One thing TA2 did was to have everyone start each battle with zero MP, so you couldn’t just learn the best abilities and obliterate enemies. That was also a pretty good idea, though there are still abilities (like Halve MP or cast spells from HP) that get around it.

TA2’s biggest downside is the stupid random bazaar thing. I hated it in FF12 and I can’t believe they brought it back. >_<

I actually started playing FFTA once, put it aside after I got frustrated with trying to get some Jobs abilities (in FFT I got all) and when I wanted to go back to it… I couldn’t find the game. Damn tiny Gameboy cassettes. :frowning:

FFTA is s-l-o-w. Couldn’t stand it, honestly.

A2 was much better than A1 if only because law-breaking wasn’t a Game Over. I lost count of how many times I got Marche sent to prison because I forgot a law in the heat of battle.

Skill system was still messed up though, if not more because of the Bazaar feature. I had a Ninja who was stuck with one ability for about 40 missions because the game never gave me the weapon or gave me the materials to make a weapon that would give him more skills.

As far as the randomness goes; I actually had more trouble with this in FFT than any of the others. In FFT I missed on more than one occassion with 90-95% accuracy, and have been hit with spells that had 20%-25% (mainly from Mystics).

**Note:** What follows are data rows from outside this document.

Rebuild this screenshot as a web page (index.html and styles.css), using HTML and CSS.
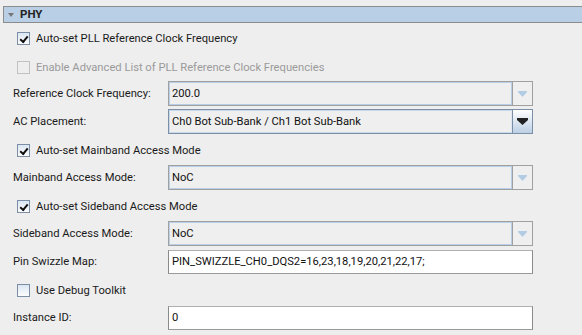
FILE: index.html
```html
<!DOCTYPE html>
<html lang="en">
<head>
  <meta charset="utf-8"/>
  <title>PHY</title>
  <link rel="stylesheet" href="styles.css">
</head>
<body>
  <div class="section-head"><span class="caret"></span>PHY</div>

  <div class="panel">
    <label class="check-row"><span class="box checked"></span>Auto-set PLL Reference Clock Frequency</label>
    <label class="check-row disabled"><span class="box"></span>Enable Advanced List of PLL Reference Clock Frequencies</label>

    <div class="field-row first">
      <span class="label">Reference Clock Frequency:</span>
      <div class="combo off"><span class="value">200.0</span><span class="arrow"><svg width="9" height="6" viewBox="0 0 9 6"><path d="M0 0H9V1L4.5 6L0 1Z"/></svg></span></div>
    </div>
    <div class="field-row">
      <span class="label">AC Placement:</span>
      <div class="combo"><span class="value">Ch0 Bot Sub-Bank / Ch1 Bot Sub-Bank</span><span class="arrow"><svg width="11" height="7" viewBox="0 0 11 7"><path d="M0 0H11V2L5.5 7L0 2Z"/></svg></span></div>
    </div>

    <label class="check-row mid"><span class="box checked"></span>Auto-set Mainband Access Mode</label>
    <div class="field-row">
      <span class="label">Mainband Access Mode:</span>
      <div class="combo off"><span class="value">NoC</span><span class="arrow"><svg width="9" height="6" viewBox="0 0 9 6"><path d="M0 0H9V1L4.5 6L0 1Z"/></svg></span></div>
    </div>

    <label class="check-row mid"><span class="box checked"></span>Auto-set Sideband Access Mode</label>
    <div class="field-row">
      <span class="label">Sideband Access Mode:</span>
      <div class="combo off"><span class="value">NoC</span><span class="arrow"><svg width="9" height="6" viewBox="0 0 9 6"><path d="M0 0H9V1L4.5 6L0 1Z"/></svg></span></div>
    </div>
    <div class="field-row">
      <span class="label">Pin Swizzle Map:</span>
      <div class="text-field">PIN_SWIZZLE_CH0_DQS2=16,23,18,19,20,21,22,17;</div>
    </div>

    <label class="check-row mid"><span class="box"></span>Use Debug Toolkit</label>
    <div class="field-row">
      <span class="label">Instance ID:</span>
      <div class="text-field">0</div>
    </div>
  </div>
</body>
</html>
```

FILE: styles.css
```css
body { margin:0; background:#eeeeee; color:#1a1a1a; font-family:Roboto, "Liberation Sans", sans-serif; font-size:11.2px; overflow:hidden; }

.section-head { margin:6px 0 0 3px; height:15px; line-height:15px; background:#b8cfe5; border:1px solid #8c8c8c; border-right:none; font-weight:bold; font-size:11.5px; color:#222; display:flex; align-items:center; }
.caret { width:0; height:0; border-left:3px solid transparent; border-right:3px solid transparent; border-top:4px solid #777; margin:0 6px 0 4px; }

.panel { display:flex; flex-direction:column; padding-left:13px; width:520px; }

.check-row { height:29px; box-sizing:border-box; padding-top:2px; display:flex; align-items:center; padding-left:4px; color:#1a1a1a; }
.check-row.mid { height:31px; }
.check-row.disabled { color:#9a9a9a; }

.box { width:11px; height:11px; border:1px solid #7b8ea6; background:linear-gradient(#dbe6f2, #fdfdfe); margin-right:6px; position:relative; flex:none; }
.check-row.disabled .box { border-color:#c2c2c2; background:#eeeeee; }
.box.checked::after { content:""; position:absolute; left:2px; top:3px; width:6px; height:3px; border-left:2px solid #111; border-bottom:2px solid #111; transform:rotate(-50deg); }

.field-row { display:flex; align-items:center; height:25px; margin-top:3px; }
.field-row.first { margin-top:1px; }
.check-row + .field-row { margin-top:0; }
.label { width:155px; flex:none; }

.combo { flex:none; width:363px; height:23px; border:1px solid #a0a0a0; display:flex; background:#efefef; }
.combo .value { flex:1; border:1px solid #b8cfe5; padding-left:2px; display:flex; align-items:center; color:#111; }
.combo .arrow { width:19px; border-left:1px solid #a0a0a0; display:flex; align-items:center; justify-content:center; }
.combo.off .arrow svg { fill:#b3cce6; }
.combo:not(.off) { border-color:#7b8fa6; }
.combo:not(.off) .value { border-color:#c9d8e8 #dfe8f2 #c9d8e8 #c9d8e8; }
.combo:not(.off) .arrow { border-left-color:#7b8fa6; background:linear-gradient(#ffffff, #bccfe4); }
.combo:not(.off) .arrow svg { fill:#222; }

.text-field { flex:none; width:360px; height:22px; line-height:22px; padding-left:3px; background:#fff; border:1px solid #9a9a9a; border-color:#b0b0b0 #8a8a8a #9a9a9a #8a8a8a; color:#111; }
```
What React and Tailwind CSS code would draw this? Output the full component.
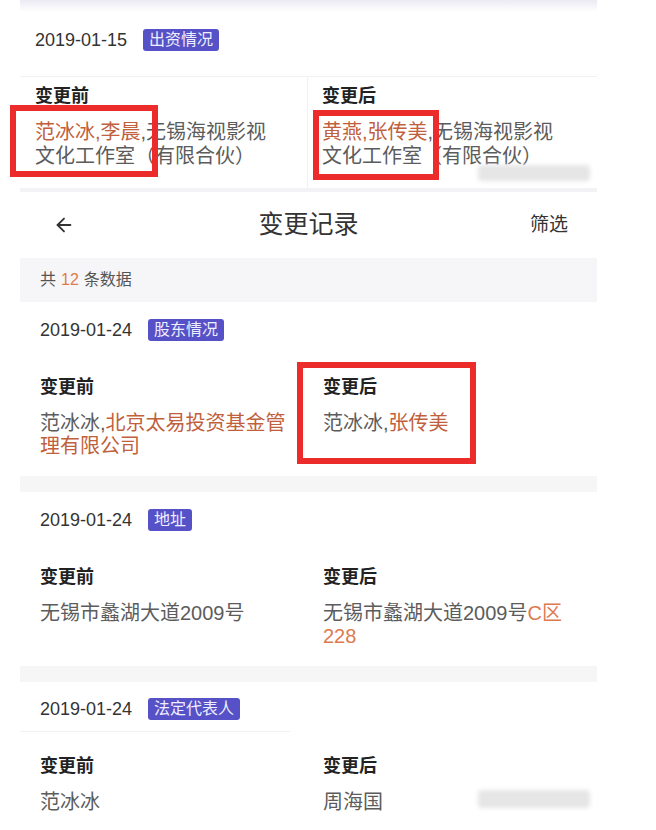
import { ArrowLeft } from "lucide-react";

const hl = "text-[#c0603d]";

function Badge({ children }) {
  return (
    <span className="ml-[16px] inline-flex h-[22px] items-center rounded-[3px] bg-[#5651c6] px-[6px] text-[16px] leading-none text-[#eeeeff]">
      {children}
    </span>
  );
}

function Card({ date, tag, before, after, line, last }) {
  return (
    <div className={last ? "px-[20px] pt-[16px]" : "px-[20px] pt-[17px] pb-[18px]"}>
      <div className="flex h-[22px] items-center">
        <span className="text-[18px] text-[#333]">{date}</span>
        <Badge>{tag}</Badge>
      </div>
      {line && <div className="-ml-[20px] mt-[11px] w-[270px] border-t border-[#f1f1f1]" />}
      <div className={line ? "mt-[22px] grid grid-cols-[283px_1fr]" : "mt-[34px] grid grid-cols-[283px_1fr]"}>
        <div>
          <div className="text-[18px] font-bold leading-[24px] text-[#222]">变更前</div>
          <div className="mt-[13px] text-[20px] leading-[23px] text-[#5c5c5c]">{before}</div>
        </div>
        <div>
          <div className="text-[18px] font-bold leading-[24px] text-[#222]">变更后</div>
          <div className="mt-[13px] text-[20px] leading-[23px] text-[#5c5c5c]">{after}</div>
        </div>
      </div>
    </div>
  );
}

export default function App() {
  return (
    <div
      className="relative h-[830px] w-[656px] overflow-hidden bg-white"
      style={{ fontFamily: '"Liberation Sans", "Noto Sans CJK SC", sans-serif' }}
    >
      <div className="ml-[20px] w-[577px]">
        {/* earlier screenshot */}
        <div className="h-[188px]">
          <div className="h-[12px] bg-gradient-to-b from-[#eceaf3] to-white" />
          <div className="mt-[17px] flex h-[22px] items-center pl-[15px]">
            <span className="text-[18px] text-[#333]">2019-01-15</span>
            <Badge>出资情况</Badge>
          </div>
          <div className="mt-[25px] grid grid-cols-[288px_1fr] border-t border-[#f1f1f1]">
            <div className="h-[111px] border-r border-[#f1f1f1] pl-[15px] pt-[7px]">
              <div className="text-[18px] font-bold leading-[24px] text-[#222]">变更前</div>
              <div className="mt-[12px] text-[20px] leading-[24px] text-[#5c5c5c]">
                <span className={hl}>范冰冰,李晨</span>,无锡海视影视
                <br />
                文化工作室（有限合伙）
              </div>
            </div>
            <div className="pl-[14px] pt-[7px]">
              <div className="text-[18px] font-bold leading-[24px] text-[#222]">变更后</div>
              <div className="mt-[12px] text-[20px] leading-[24px] text-[#5c5c5c]">
                <span className={hl}>黄燕,张传美</span>,无锡海视影视
                <br />
                文化工作室（有限合伙）
              </div>
            </div>
          </div>
        </div>
        <div className="h-[4px] bg-[#f3f3f5]" />

        {/* nav bar */}
        <div className="grid h-[66px] grid-cols-[1fr_auto_1fr] items-center">
          <div className="pl-[33px]">
            <ArrowLeft size={22} strokeWidth={2} color="#333" />
          </div>
          <div className="text-[25px] text-[#333]">变更记录</div>
          <div className="justify-self-end pr-[29px] text-[19px] text-[#333]">筛选</div>
        </div>

        <div className="flex h-[44px] items-center bg-[#f6f6f8] pl-[20px] text-[16px] text-[#555]">
          共<span className="mx-[5px] text-[#e07a4a]">12</span>条数据
        </div>

        <Card
          date="2019-01-24"
          tag="股东情况"
          before={
            <>
              范冰冰,<span className={hl}>北京太易投资基金管</span>
              <br />
              <span className={hl}>理有限公司</span>
            </>
          }
          after={
            <>
              范冰冰,<span className={hl}>张传美</span>
            </>
          }
        />
        <div className="h-[16px] bg-[#f6f6f7]" />
        <Card
          date="2019-01-24"
          tag="地址"
          before="无锡市蠡湖大道2009号"
          after={
            <>
              无锡市蠡湖大道2009号<span className="text-[#dd7a50]">C区</span>
              <br />
              <span className="text-[#dd7a50]">228</span>
            </>
          }
        />
        <div className="h-[16px] bg-[#f6f6f7]" />
        <Card date="2019-01-24" tag="法定代表人" before="范冰冰" after="周海国" line last />
      </div>

      {/* blurred watermarks */}
      <div className="absolute left-[478px] top-[165px] h-[16px] w-[112px] rounded-[4px] bg-[#e6e6e6] blur-[2px]" />
      <div className="absolute left-[478px] top-[790px] h-[18px] w-[112px] rounded-[4px] bg-[#e6e6e6] blur-[2px]" />

      {/* red highlight boxes */}
      <div className="absolute left-[10px] top-[105px] h-[72px] w-[148px] border-[6px] border-[#ec2b2b]" />
      <div className="absolute left-[313px] top-[110px] h-[70px] w-[126px] border-[6px] border-[#ec2b2b]" />
      <div className="absolute left-[297px] top-[362px] h-[102px] w-[179px] border-[6px] border-[#ec2b2b]" />
    </div>
  );
}
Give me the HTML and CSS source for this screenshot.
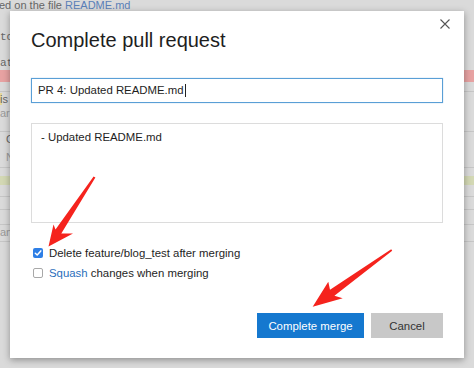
FILE: index.html
```html
<!DOCTYPE html>
<html>
<head>
<meta charset="utf-8">
<link rel="stylesheet" href="styles.css">
</head>
<body>
<div class="page">
  <div class="bg">
    <div class="bgrow top"><span class="cut">ed on the file <span class="bglink">README.md</span></span></div>
    <div class="bgrow h18"></div>
    <div class="bgrow h14 mono">tc</div>
    <div class="bgrow h12 dotrow"><span class="dot"></span></div>
    <div class="bgrow h14 mono">at</div>
    <div class="bgrow red"></div>
    <div class="bgrow h10 line"></div>
    <div class="bgrow h14 small"><span class="hl">i</span>s</div>
    <div class="bgrow h14 small grey">ar</div>
    <div class="bgrow h12 line"></div>
    <div class="bgrow h18 small ind">C</div>
    <div class="bgrow h18 small ind grey line">N</div>
    <div class="bgrow h8"></div>
    <div class="bgrow green"></div>
    <div class="bgrow h12 line"></div>
    <div class="bgrow h13 line"></div>
    <div class="bgrow h15 line"></div>
    <div class="bgrow h17 small grey line">an</div>
  </div>

  <div class="modal">
    <button class="close" aria-label="Close">
      <svg width="10" height="10" viewBox="0 0 10 10"><path d="M0.5 0.5 L9.5 9.5 M9.5 0.5 L0.5 9.5" stroke="#555" stroke-width="1.1" fill="none"/></svg>
    </button>
    <h1 class="title">Complete pull request</h1>
    <div class="input">PR 4: Updated README.md<span class="caret"></span></div>
    <div class="textarea">- Updated README.md</div>
    <div class="options">
      <label class="opt">
        <span class="cb checked">
          <svg width="10" height="10" viewBox="0 0 10 10"><path d="M2.3 5.2 L4.2 7 L7.8 2.9" stroke="#fff" stroke-width="1.5" fill="none" stroke-linecap="round" stroke-linejoin="round"/></svg>
        </span>
        <span>Delete feature/blog_test after merging</span>
      </label>
      <label class="opt">
        <span class="cb"></span>
        <span><span class="link">Squash</span> changes when merging</span>
      </label>
    </div>
    <div class="actions">
      <button class="btn primary">Complete merge</button>
      <button class="btn secondary">Cancel</button>
    </div>
  </div>

  <svg class="arrows" width="474" height="368" viewBox="0 0 474 368">
    <polygon fill="#f5231d" points="93.6,176.5 55.5,229.6 53.5,224.5 48.5,246.5 73,233.5 61.3,233.4 95.4,177.6"/>
    <polygon fill="#f5231d" points="391.2,249.3 330,289.7 328.3,281.7 312.7,306.7 342.7,298.3 334.4,295.7 392.2,250.7"/>
  </svg>
</div>
</body>
</html>
```

FILE: styles.css
```css
* { box-sizing: border-box; }
html, body { margin: 0; padding: 0; }
body {
  width: 474px;
  height: 368px;
  overflow: hidden;
  font-family: "Liberation Sans", Arial, sans-serif;
  background: #dadada;
}
.page {
  position: relative;
  width: 474px;
  height: 368px;
  overflow: hidden;
}
.bg {
  display: flex;
  flex-direction: column;
  color: #555;
}
.bgrow {
  width: 474px;
  font-size: 11px;
  line-height: 12px;
  white-space: nowrap;
  overflow: hidden;
  position: relative;
}
.bgrow.top { height: 12px; line-height: 10px; font-size: 11px; color: #666; }
.cut { display: inline-block; margin-left: -1px; }
.bglink { color: #5b80b8; }
.h8 { height: 8px; }
.h10 { height: 10px; }
.h12 { height: 12px; }
.h13 { height: 13px; }
.h14 { height: 14px; }
.h15 { height: 15px; }
.h17 { height: 17px; }
.h18 { height: 18px; }
.mono { font-family: "Liberation Mono", monospace; color: #666; line-height: 14px; }
.small { font-size: 11px; line-height: 14px; color: #666; }
.grey { color: #999; }
.ind { padding-left: 6px; }
.hl { background: #e4d89a; }
.line { border-bottom: 1px solid #c6c6c6; }
.red { height: 12px; background: #e7a2a2; }
.green { height: 9px; background: #d3d8b4; }
.dotrow { display: flex; justify-content: flex-end; padding-right: 3px; }
.dot { width: 2px; height: 2px; background: #555; border-radius: 1px; margin-top: -4px; }

.modal {
  position: absolute;
  left: 10px;
  top: 11px;
  width: 454px;
  height: 347px;
  background: #fff;
  box-shadow: 0 2px 7px rgba(0,0,0,0.35);
  padding: 17px 21px 20px 21px;
  display: flex;
  flex-direction: column;
  color: #222;
}
.close {
  position: absolute;
  left: 430px;
  top: 8px;
  width: 10px;
  height: 10px;
  padding: 0;
  border: 0;
  background: none;
  display: flex;
}
.title {
  margin: 0;
  font-size: 20px;
  line-height: 24px;
  font-weight: normal;
  color: #1e1e1e;
}
.input {
  margin-top: 26px;
  height: 25px;
  border: 1px solid #5a9fd6;
  box-shadow: 0 0 1px rgba(90,159,214,0.6);
  padding: 0 6px;
  font-size: 11.4px;
  line-height: 23px;
  display: flex;
  align-items: center;
  color: #1e1e1e;
}
.caret {
  display: inline-block;
  width: 1px;
  height: 13px;
  background: #222;
  margin-left: 1px;
}
.textarea {
  margin-top: 20px;
  height: 100px;
  border: 1px solid #dcdcdc;
  padding: 6px 9px;
  font-size: 11.4px;
  line-height: 14px;
  color: #1e1e1e;
}
.options {
  margin-top: 20px;
  display: flex;
  flex-direction: column;
}
.opt {
  height: 20px;
  display: flex;
  align-items: center;
  gap: 6px;
  padding-left: 2px;
  font-size: 11.4px;
  color: #1e1e1e;
}
.cb {
  width: 10px;
  height: 10px;
  border-radius: 2px;
  border: 1px solid #a8a8a8;
  background: #fff;
  display: flex;
  flex: none;
}
.cb.checked {
  border: 0;
  background: #2e7fe6;
}
.link { color: #2a6ebb; }
.actions {
  margin-top: 30px;
  display: flex;
  justify-content: flex-end;
  gap: 7px;
}
.btn {
  height: 25px;
  border: 0;
  font-family: "Liberation Sans", Arial, sans-serif;
  font-size: 11.4px;
  padding: 0;
}
.primary {
  width: 107px;
  background: #1578cf;
  color: #fff;
}
.secondary {
  width: 72px;
  background: #c8c8c8;
  color: #333;
}
.arrows {
  position: absolute;
  left: 0;
  top: 0;
  pointer-events: none;
}
```
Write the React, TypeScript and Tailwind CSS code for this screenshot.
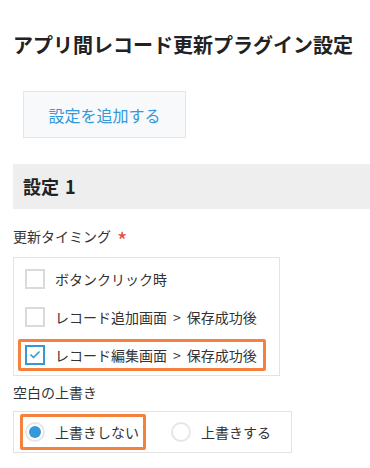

However, once back in the day in a Super Robot Wars game, I was hit with a 04% chance attack, so I may just have terrible luck about me.

“more than one occasion” is fine. If a skill has 95% accuracy, that means that on average, 1 out of every 20 times you try it, you will miss. Similarly, if you are attacked with a spell with 20% accuracy, it means that 1 out of every 5 times it’ll hit you. That’s not messed up accuracy.

FFTA2 has been accused of consistently and often missing with 95% accuracy skills and/or hitting consistently with low accuracy skills, by many people. That points to a flawed random number generator or algorithm.